Both the line containing "Write a component" and the line containing "import React from" are part of the range to copy, along with every line between them. Copy it exactly and leave out the pictures.

Input for this task:
==============================
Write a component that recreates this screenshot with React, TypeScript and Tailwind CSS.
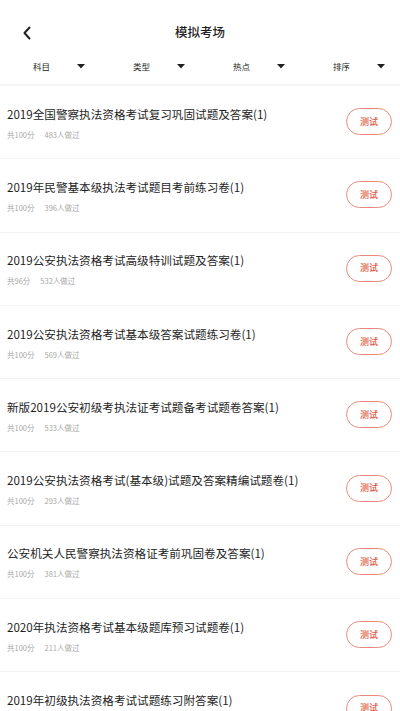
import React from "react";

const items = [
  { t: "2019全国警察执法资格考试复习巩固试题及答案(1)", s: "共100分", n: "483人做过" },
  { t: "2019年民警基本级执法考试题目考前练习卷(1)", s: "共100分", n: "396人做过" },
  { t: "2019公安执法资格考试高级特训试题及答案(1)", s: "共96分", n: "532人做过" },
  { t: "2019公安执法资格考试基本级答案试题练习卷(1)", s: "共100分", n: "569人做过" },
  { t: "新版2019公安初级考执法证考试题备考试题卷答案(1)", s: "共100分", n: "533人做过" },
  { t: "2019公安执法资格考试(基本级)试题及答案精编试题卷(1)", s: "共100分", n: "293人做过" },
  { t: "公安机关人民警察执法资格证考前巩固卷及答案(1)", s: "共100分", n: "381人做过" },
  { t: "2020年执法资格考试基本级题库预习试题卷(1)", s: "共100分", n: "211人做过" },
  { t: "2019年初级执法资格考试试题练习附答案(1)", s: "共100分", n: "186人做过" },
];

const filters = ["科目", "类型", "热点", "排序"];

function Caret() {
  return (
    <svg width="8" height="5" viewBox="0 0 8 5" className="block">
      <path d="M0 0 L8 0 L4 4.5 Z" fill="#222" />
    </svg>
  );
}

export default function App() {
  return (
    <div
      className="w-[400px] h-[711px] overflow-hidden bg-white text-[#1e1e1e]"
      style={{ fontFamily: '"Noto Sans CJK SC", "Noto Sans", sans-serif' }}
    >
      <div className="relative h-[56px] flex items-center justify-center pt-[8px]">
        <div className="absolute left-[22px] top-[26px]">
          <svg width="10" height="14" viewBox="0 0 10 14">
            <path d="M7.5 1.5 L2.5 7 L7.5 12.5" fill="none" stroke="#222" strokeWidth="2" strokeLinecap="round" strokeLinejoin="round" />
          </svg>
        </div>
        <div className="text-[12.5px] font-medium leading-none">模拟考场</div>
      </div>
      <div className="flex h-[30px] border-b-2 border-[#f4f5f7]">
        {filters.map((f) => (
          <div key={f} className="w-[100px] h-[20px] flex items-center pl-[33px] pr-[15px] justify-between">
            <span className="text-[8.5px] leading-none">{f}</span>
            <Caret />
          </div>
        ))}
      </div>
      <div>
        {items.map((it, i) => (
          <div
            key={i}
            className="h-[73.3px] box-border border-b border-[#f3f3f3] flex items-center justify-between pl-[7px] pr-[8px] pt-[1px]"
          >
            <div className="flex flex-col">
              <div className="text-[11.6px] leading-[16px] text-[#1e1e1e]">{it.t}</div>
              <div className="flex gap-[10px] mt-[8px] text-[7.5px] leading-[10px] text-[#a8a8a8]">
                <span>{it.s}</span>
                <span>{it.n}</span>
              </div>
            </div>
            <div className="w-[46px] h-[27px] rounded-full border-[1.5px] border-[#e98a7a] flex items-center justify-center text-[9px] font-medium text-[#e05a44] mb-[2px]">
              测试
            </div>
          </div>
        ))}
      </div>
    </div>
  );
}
==============================
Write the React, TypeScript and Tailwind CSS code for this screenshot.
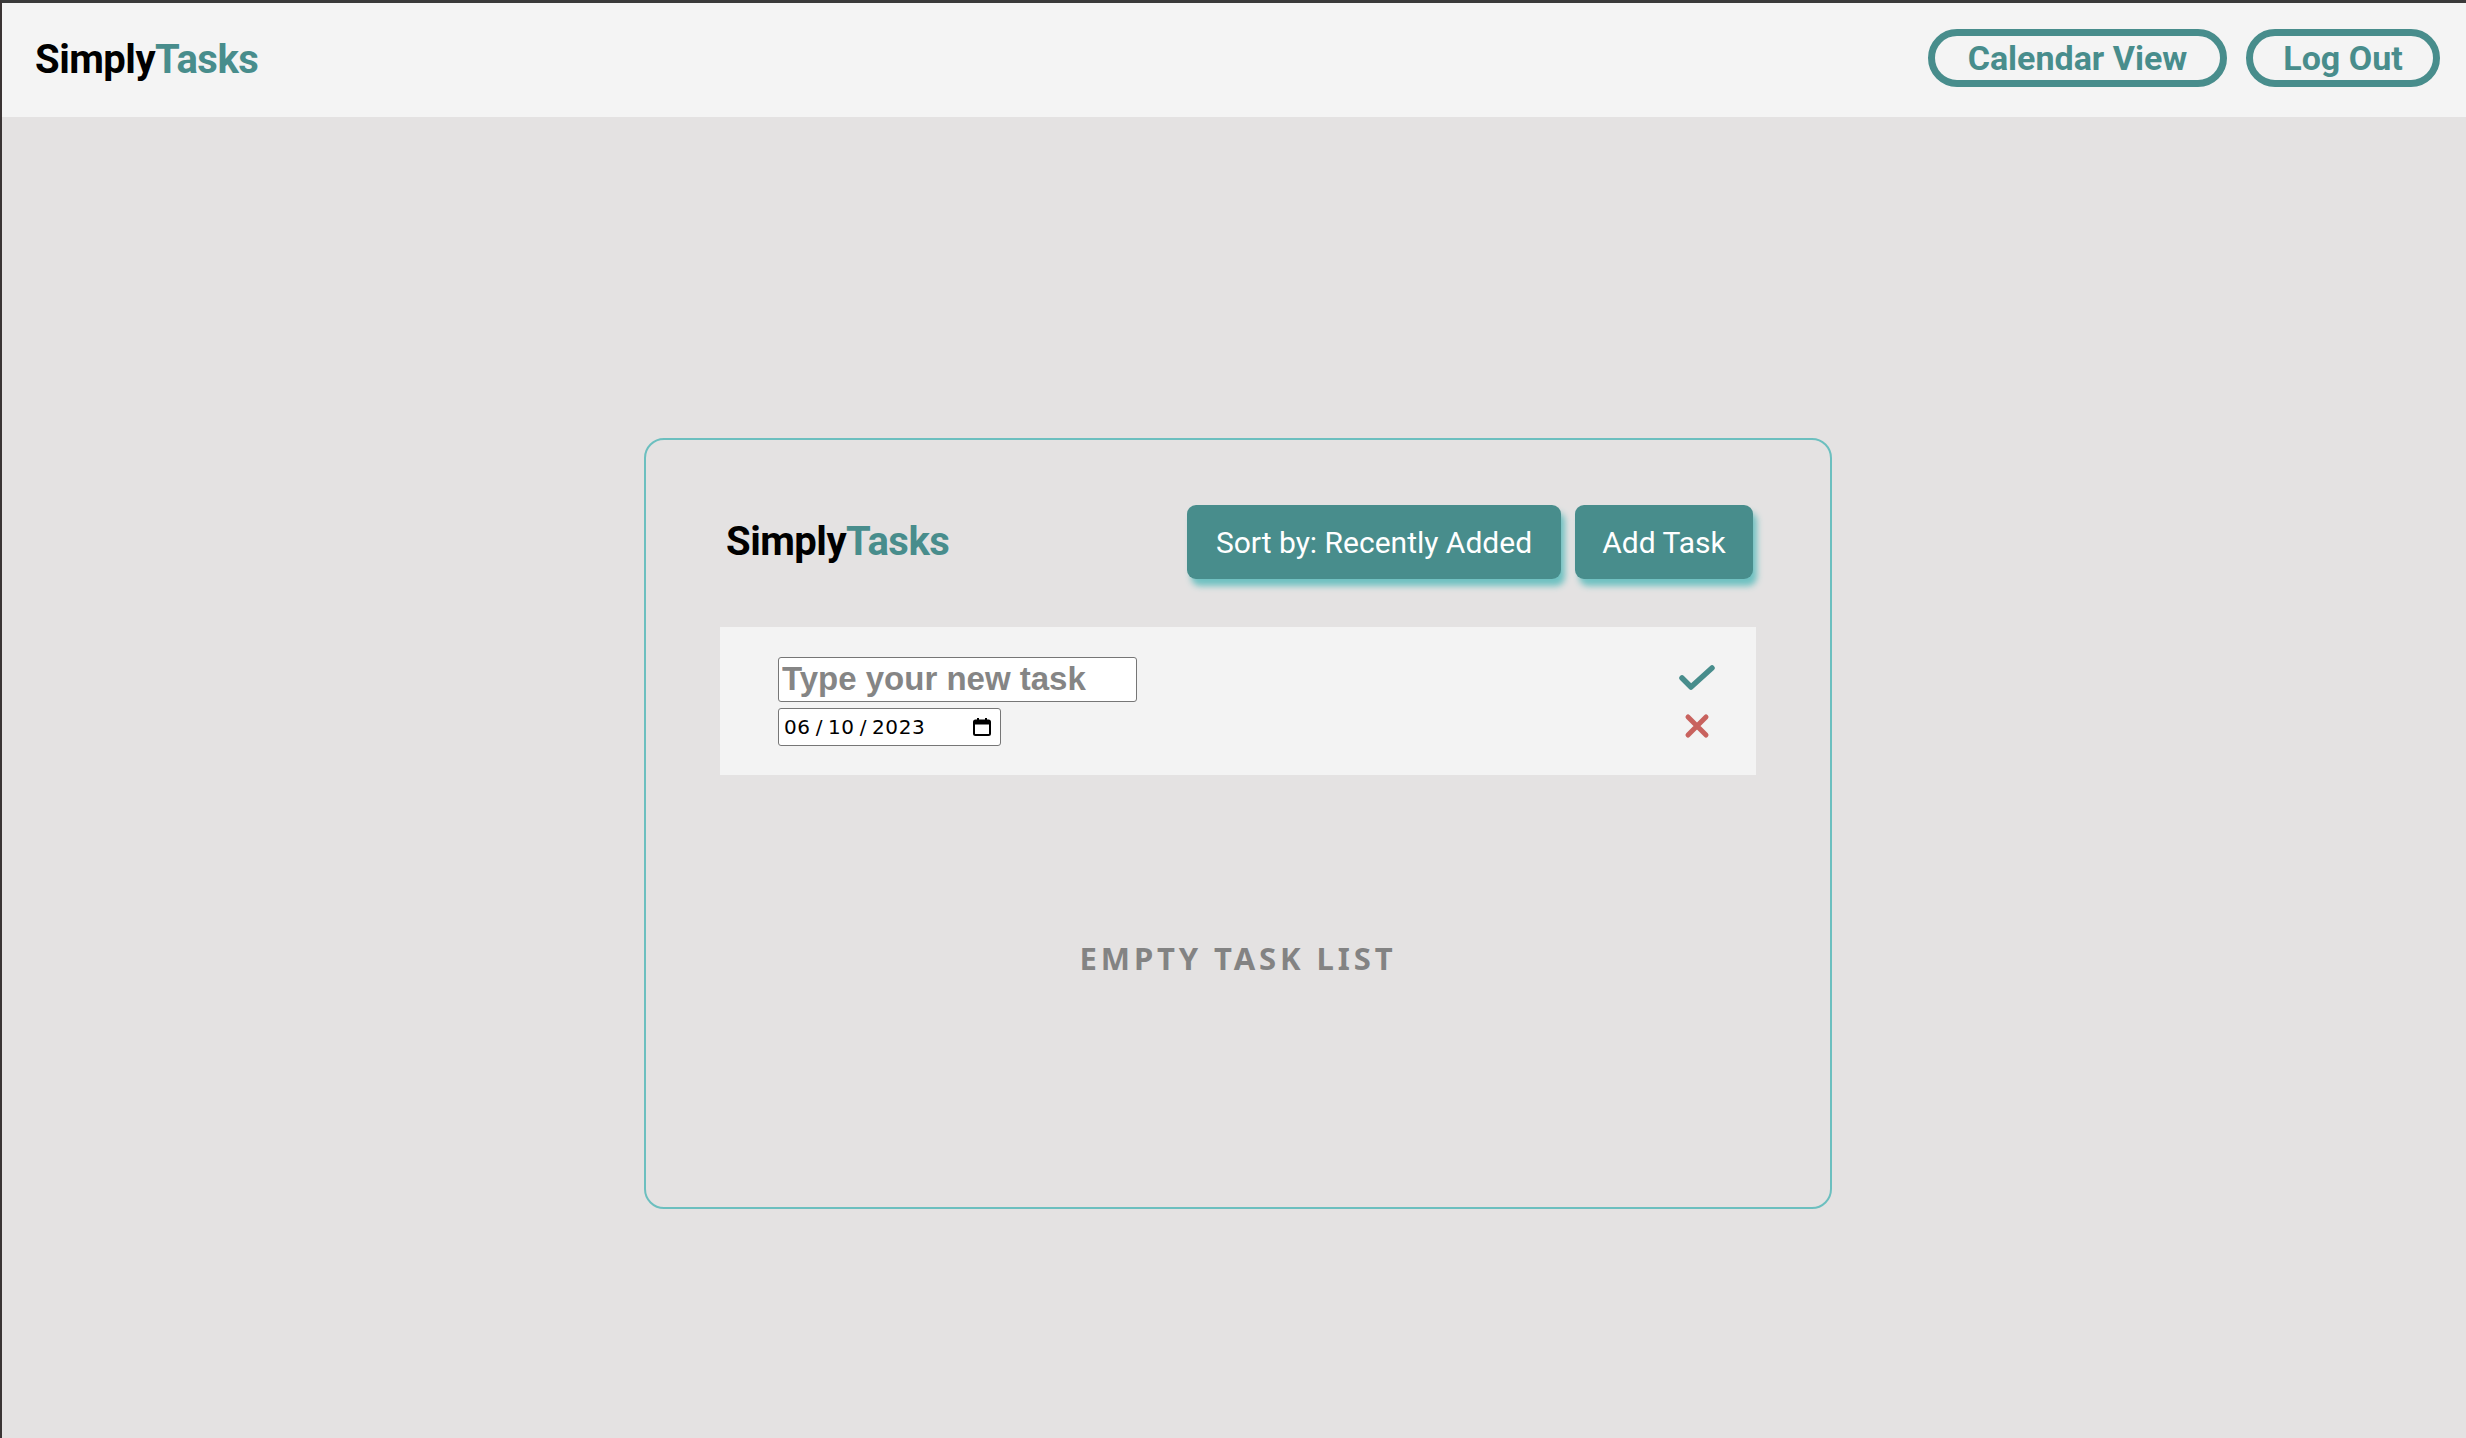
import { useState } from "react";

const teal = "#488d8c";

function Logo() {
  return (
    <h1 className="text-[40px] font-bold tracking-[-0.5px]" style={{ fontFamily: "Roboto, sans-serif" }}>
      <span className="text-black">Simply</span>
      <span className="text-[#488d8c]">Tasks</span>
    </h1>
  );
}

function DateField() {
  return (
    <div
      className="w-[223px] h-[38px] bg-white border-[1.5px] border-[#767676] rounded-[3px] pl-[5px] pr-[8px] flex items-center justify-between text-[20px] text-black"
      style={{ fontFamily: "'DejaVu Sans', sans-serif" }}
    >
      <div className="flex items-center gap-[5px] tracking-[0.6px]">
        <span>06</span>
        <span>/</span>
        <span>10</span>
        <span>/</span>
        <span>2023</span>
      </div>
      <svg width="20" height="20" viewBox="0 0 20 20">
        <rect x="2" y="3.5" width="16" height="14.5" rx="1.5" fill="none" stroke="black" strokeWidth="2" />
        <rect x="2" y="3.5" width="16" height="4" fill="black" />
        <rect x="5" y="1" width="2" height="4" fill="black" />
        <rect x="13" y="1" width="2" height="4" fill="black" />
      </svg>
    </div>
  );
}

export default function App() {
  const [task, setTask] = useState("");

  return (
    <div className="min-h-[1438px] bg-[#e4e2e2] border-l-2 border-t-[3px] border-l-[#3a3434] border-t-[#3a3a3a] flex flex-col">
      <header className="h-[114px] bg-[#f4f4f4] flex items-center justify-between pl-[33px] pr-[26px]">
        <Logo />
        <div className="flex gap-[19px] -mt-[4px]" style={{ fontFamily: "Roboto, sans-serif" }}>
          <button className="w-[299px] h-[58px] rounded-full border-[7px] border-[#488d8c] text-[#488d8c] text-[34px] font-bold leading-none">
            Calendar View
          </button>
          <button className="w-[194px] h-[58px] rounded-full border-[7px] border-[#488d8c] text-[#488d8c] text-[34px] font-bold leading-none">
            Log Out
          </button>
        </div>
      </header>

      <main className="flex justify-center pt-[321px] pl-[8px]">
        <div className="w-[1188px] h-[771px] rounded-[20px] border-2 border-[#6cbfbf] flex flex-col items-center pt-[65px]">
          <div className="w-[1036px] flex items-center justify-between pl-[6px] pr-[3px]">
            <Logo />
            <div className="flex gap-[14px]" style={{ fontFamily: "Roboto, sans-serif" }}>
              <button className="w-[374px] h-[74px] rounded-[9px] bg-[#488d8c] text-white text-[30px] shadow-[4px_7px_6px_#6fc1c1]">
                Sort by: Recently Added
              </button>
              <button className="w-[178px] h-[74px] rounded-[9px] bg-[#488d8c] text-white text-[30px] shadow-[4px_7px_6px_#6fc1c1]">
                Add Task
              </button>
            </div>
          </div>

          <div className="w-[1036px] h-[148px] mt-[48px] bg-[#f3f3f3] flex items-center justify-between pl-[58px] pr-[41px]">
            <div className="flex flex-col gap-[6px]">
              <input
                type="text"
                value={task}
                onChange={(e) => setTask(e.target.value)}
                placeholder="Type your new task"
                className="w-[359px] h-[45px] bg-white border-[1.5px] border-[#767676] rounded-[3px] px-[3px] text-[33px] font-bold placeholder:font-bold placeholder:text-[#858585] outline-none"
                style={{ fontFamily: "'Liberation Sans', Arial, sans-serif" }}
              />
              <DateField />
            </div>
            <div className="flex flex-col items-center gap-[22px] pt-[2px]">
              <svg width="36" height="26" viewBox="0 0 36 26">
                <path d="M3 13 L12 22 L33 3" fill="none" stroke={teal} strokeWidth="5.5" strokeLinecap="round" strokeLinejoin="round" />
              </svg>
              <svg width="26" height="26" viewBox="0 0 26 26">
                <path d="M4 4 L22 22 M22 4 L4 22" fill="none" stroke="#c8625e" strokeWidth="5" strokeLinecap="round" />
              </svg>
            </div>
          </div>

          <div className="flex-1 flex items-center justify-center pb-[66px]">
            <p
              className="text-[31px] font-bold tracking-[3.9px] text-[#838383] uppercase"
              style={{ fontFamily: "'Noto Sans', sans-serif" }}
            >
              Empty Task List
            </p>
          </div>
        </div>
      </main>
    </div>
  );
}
==============================
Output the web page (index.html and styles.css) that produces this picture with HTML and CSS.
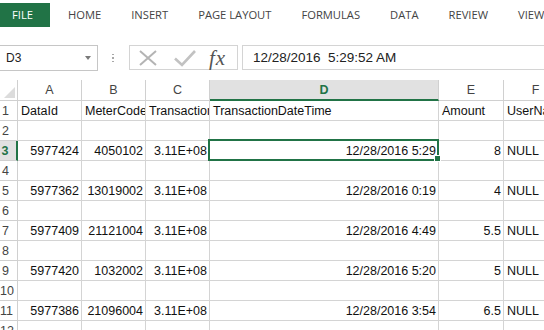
==============================
Answer to this exercise:
Write a component that recreates this screenshot with React, TypeScript and Tailwind CSS.
import React from "react";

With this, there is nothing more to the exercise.